El nombre de la fundación Democracia Viva a estas alturas perece un sarcasmo autoinfligido, una mala broma que alguien guardó en una botella y lanzó a un mar que la devolvió a la costa en el momento de la resaca ultraconservadora. La lectura de ese mensaje en la botella ha sido pública, y el veredicto está zanjado: no son distintos, no son nada nuevo, son lo mismo de siempre. Por mucho que los militantes y simpatizantes más fieles del Frente Amplio se esfuercen, para el electorado general no hay diferencia entre un partido y otro de su coalición, ni tampoco entre esos partidos y el gobierno. La historia y el arco que hay entre Revolución Democrática, Convergencia Social y Comunes son tan breves y acotados vistos desde fuera, que no es posible refugiarse en la comodidad de no estar involucrado directamente en las denuncias de probable corrupción. Y eso no tiene que ver exactamente con el poder mediático que tenga la oposición, ni con el coro de críticos a la gestión oficialista, sino con una realidad que muchos de sus adherentes no han querido ver, que les pasó la cuenta en las últimas elecciones parlamentarias -cuando la ultraderecha logró una representación de cuidado- y luego en el plebiscito de septiembre. Ni la idealización del pueblo, imaginada por cierta izquierda, es concordante con los hechos, ni los discursos de cambio que difundía Revolución Democrática, coherente con las últimas noticias sobre las transferencias directas de fondos del Estado a una fundación recién creada. Parafraseando las declaraciones de Lautaro Carmona, secretario general del Partido Comunista, es difícil creer que sea pura casualidad que quien asigna recursos públicos milite en el mismo partido que quien los intermedia sin que exista algo convenido con anterioridad. El propio Frente Amplio surgió, entre otras cosas, porque la palabra “corrupción” era difícil de pronunciar públicamente en Chile sin recibir amonestación. No había fraudes, sino irregularidades. Justamente la nueva generación se había levantado en contra de una cultura política que hacía del ejercicio de mirar hacia el techo frente a los robos parte de su etiqueta de buenas maneras. Así fue como se fue sembrando la desconfianza en las instituciones democráticas, una sospecha generalizada que estuvo bien disimulada mientras el voto fue voluntario. Ahora ya no lo es y son otros quienes están gestionando esa desconfianza.

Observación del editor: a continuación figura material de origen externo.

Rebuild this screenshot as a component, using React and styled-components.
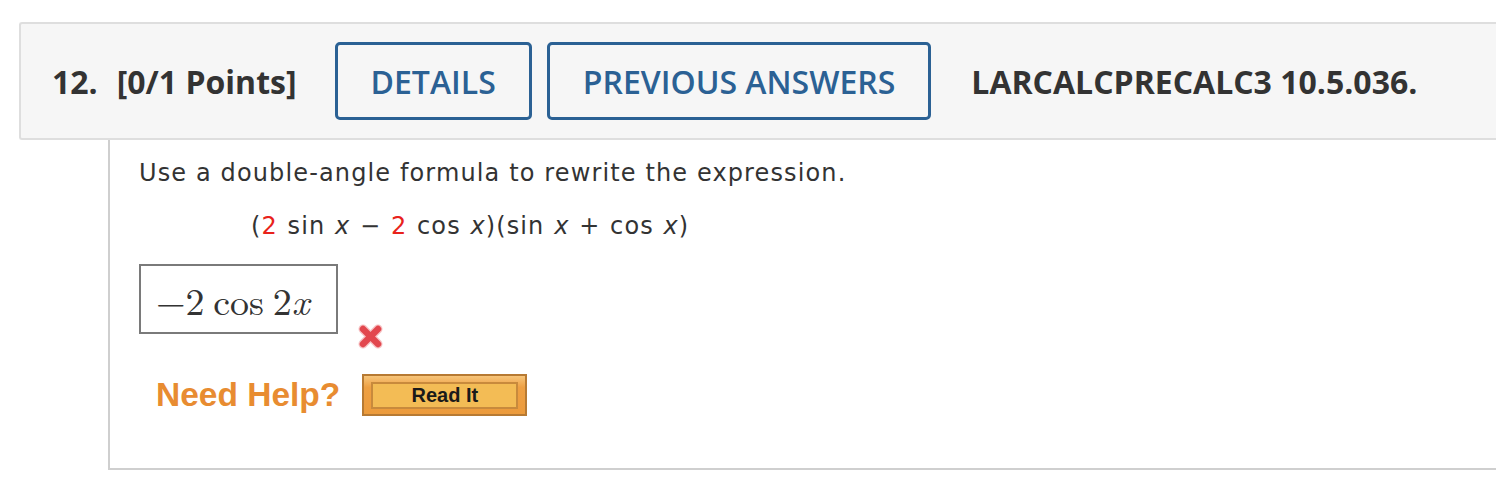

El empate con la derecha no sirve como argumento, entre otras cosas porque las expectativas que generaba el Frente Amplio en su relación con el dinero eran muy distintas a las que se tienen con la oposición. La mancha contaminante, que se extendió a todas las fundaciones gracias al caso Democracia Viva, puede servir de algo: legislar para controlar una marea de fondos provenientes del Estado que pueden acabar en organizaciones con un domicilio de pantalla. Cientos de millones de pesos que pasan de una cuenta a otra sin justificación más contundente que las relaciones políticas o de amistad y las buenas intenciones declaradas en una misión institucional que no es más que un cúmulo de palabrería. Claramente la responsabilidad directa en este caso es de un partido, Revolución Democrática, pero las consecuencias sobrepasan con mucho a sus dirigencias: han salpicado a todas las fundaciones y se acercan peligrosamente al gobierno.

Si los gobiernos de la Concertación y de la derecha acabaron siendo percibidos como repartijas de poder entre políticos y políticas con vínculos de militancia de provecho mutuo, relaciones familiares estrechas, franco nepotismo o círculos concéntricos de una misma clase social, la actual coalición está en riesgo de algo no muy diferente. El gobierno del Presidente Gabriel Boric está dando demasiadas señales contradictorias con su discurso público de cara a los ciudadanos, ofreciendo una gestión desprolija mucho más allá de la feroz oposición que enfrenta, con un patrón que se repite: personas que llegan al lugar en donde se toman decisiones en virtud de sus cercanías de amistad con el poder y no por sus capacidades políticas, profesionales o técnicas demostradas. El caso más evidente es el de la fundación Democracia Viva: un grupo blindado por la pertenencia a un círculo en el que ciertos compadrazgos son más valiosos que el trabajo bien hecho. Independiente del ámbito de lo legal o ilegal, se trata de una confusión de relaciones cuyas consecuencias pueden ser muy graves para una democracia que desde hace dos décadas viene demandando una conducta más ética de sus gobernantes. El peligro de un “que se vayan todos” está aquí y ahora.

La promesa del Frente Amplio y de este gobierno era otra, muy distinta, y el costo de traicionarla será otro fracaso más en nuestra historia.